Arrests in Colombia and allegations of IRA spying Three suspected members of the IRA were arrested in Bogotá, Colombia, in August 2001, and were formally charged with training guerrillas from the Fuerzas Armadas Revolucionarias de Colombia (FARC; Revolutionary Armed Forces of Colombia) and carrying false passports.
In October 2002, allegations of IRA spying at the Northern Ireland Office led to suspension of the Northern Ireland Assembly executive, the reimposition of direct rule from London, and the IRA cutting its links with the weapons decommissioning body. The charges of spying were dropped in January 2006.
The Northern Ireland police claimed that the IRA was behind a 20 December 2004 robbery of £26 million from the headquarters of the Northern Bank, in Belfast, but the IRA denied any involvement.
In July 2005, the IRA announced that its armed campaign had ended and it stated, in September 2005, that it had ‘put beyond use’ its final stocks of weapons. This was confirmed by the Independent International Commission on Decommissioning (IICD), chaired by General John de Chastelain. It provided the basis for the Northern Ireland Assembly to meet again, in May 2006, and a transitional assembly to be established in November 2006.
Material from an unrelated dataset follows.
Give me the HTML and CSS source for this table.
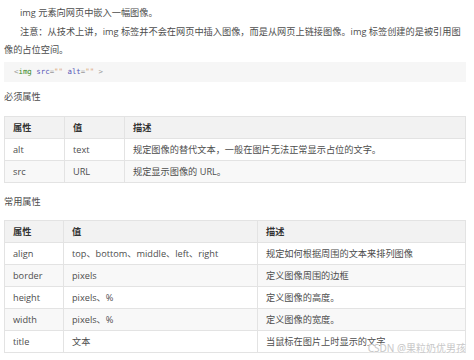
FILE: index.html
```html
<!DOCTYPE html>
<html lang="zh-CN">
<head>
    <meta charset="UTF-8">
    <title>img 元素</title>
    <link rel="stylesheet" href="styles.css">
</head>
<body>
    <div class="article">
        <p class="indent">img 元素向网页中嵌入一幅图像。</p>
        <p class="indent note">注意：从技术上讲，img 标签并不会在网页中插入图像，而是从网页上链接图像。img 标签创建的是被引用图像的占位空间。</p>

        <pre class="code"><span class="tok-punc">&lt;</span><span class="tok-tag">img</span> <span class="tok-attr">src</span><span class="tok-punc">=</span><span class="tok-str">""</span> <span class="tok-attr">alt</span><span class="tok-punc">=</span><span class="tok-str">""</span> <span class="tok-punc">&gt;</span></pre>

        <p class="section-title">必须属性</p>
        <table class="attr-table table-required">
            <thead>
                <tr><th>属性</th><th>值</th><th>描述</th></tr>
            </thead>
            <tbody>
                <tr><td>alt</td><td>text</td><td>规定图像的替代文本，一般在图片无法正常显示占位的文字。</td></tr>
                <tr><td>src</td><td>URL</td><td>规定显示图像的 URL。</td></tr>
            </tbody>
        </table>

        <p class="section-title section-common">常用属性</p>
        <table class="attr-table table-common">
            <thead>
                <tr><th>属性</th><th>值</th><th>描述</th></tr>
            </thead>
            <tbody>
                <tr><td>align</td><td>top、bottom、middle、left、right</td><td>规定如何根据周围的文本来排列图像</td></tr>
                <tr><td>border</td><td>pixels</td><td>定义图像周围的边框</td></tr>
                <tr><td>height</td><td>pixels、%</td><td>定义图像的高度。</td></tr>
                <tr><td>width</td><td>pixels、%</td><td>定义图像的宽度。</td></tr>
                <tr><td>title</td><td>文本</td><td>当鼠标在图片上时显示的文字</td></tr>
            </tbody>
        </table>

        <div class="watermark">CSDN @果粒奶优男孩</div>
    </div>
</body>
</html>
```

FILE: styles.css
```css
* {
    margin: 0;
    padding: 0;
    box-sizing: border-box;
}

body {
    font-family: 'Open Sans', 'Noto Sans CJK SC', sans-serif;
    font-size: 9.2px;
    color: #4d4d4d;
    background: #fff;
}

.article {
    position: relative;
    width: 474px;
    height: 360px;
    padding: 4px 8px 0 4px;
    overflow: hidden;
}

p {
    line-height: 18px;
}

.indent {
    text-indent: 16px;
}

.note {
    margin-top: 1px;
}

.code {
    margin-top: 3px;
    height: 20px;
    padding: 0 10px;
    background: #f6f6f6;
    font-family: 'DejaVu Sans Mono', monospace;
    font-size: 7.4px;
    line-height: 20px;
    color: #888;
}

.tok-punc { color: #999; }
.tok-tag { color: #3c8c2c; }
.tok-attr { color: #5656b8; }
.tok-str { color: #d8a070; }

.section-title {
    margin-top: 6px;
}

.section-common {
    margin-top: 10px;
}

.attr-table {
    width: 462px;
    margin-top: 10px;
    border-collapse: collapse;
    table-layout: fixed;
}

.table-common {
    margin-top: 9px;
}

.attr-table th,
.attr-table td {
    border: 1px solid #e3e3e3;
    line-height: 21px;
    padding: 0 0 0 8px;
    text-align: left;
    white-space: nowrap;
    overflow: hidden;
}

.attr-table th {
    background: #f2f2f2;
    font-weight: 700;
    color: #333;
}

.attr-table tbody tr:nth-child(2n) {
    background: #f8f8f8;
}

.table-required th:nth-child(1) { width: 60px; }
.table-required th:nth-child(2) { width: 60px; }

.table-common th:nth-child(1) { width: 59px; }
.table-common th:nth-child(2) { width: 194px; }

.watermark {
    position: absolute;
    right: 8px;
    bottom: 5px;
    font-family: 'Noto Sans', 'Noto Sans CJK SC', sans-serif;
    font-size: 10px;
    color: #c8c8c8;
    text-shadow: 0 0 2px #fff, 0 0 1px #fff;
}
```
Sinn Fein and the DUP share power in a devolved administration In May 2007, Sinn Fein agreed to share power with the Democratic Unionist Party (DUP), to bring an end to direct rule from London.
Two British soldiers were shot dead on 7 March 2009 and two more injured in a gun attack on the Masserene British Army Base, with the Real IRA claiming responsibility. Also, on 22 February 2010, there was a car bombing outside a courthouse in Newry. But otherwise the peace held.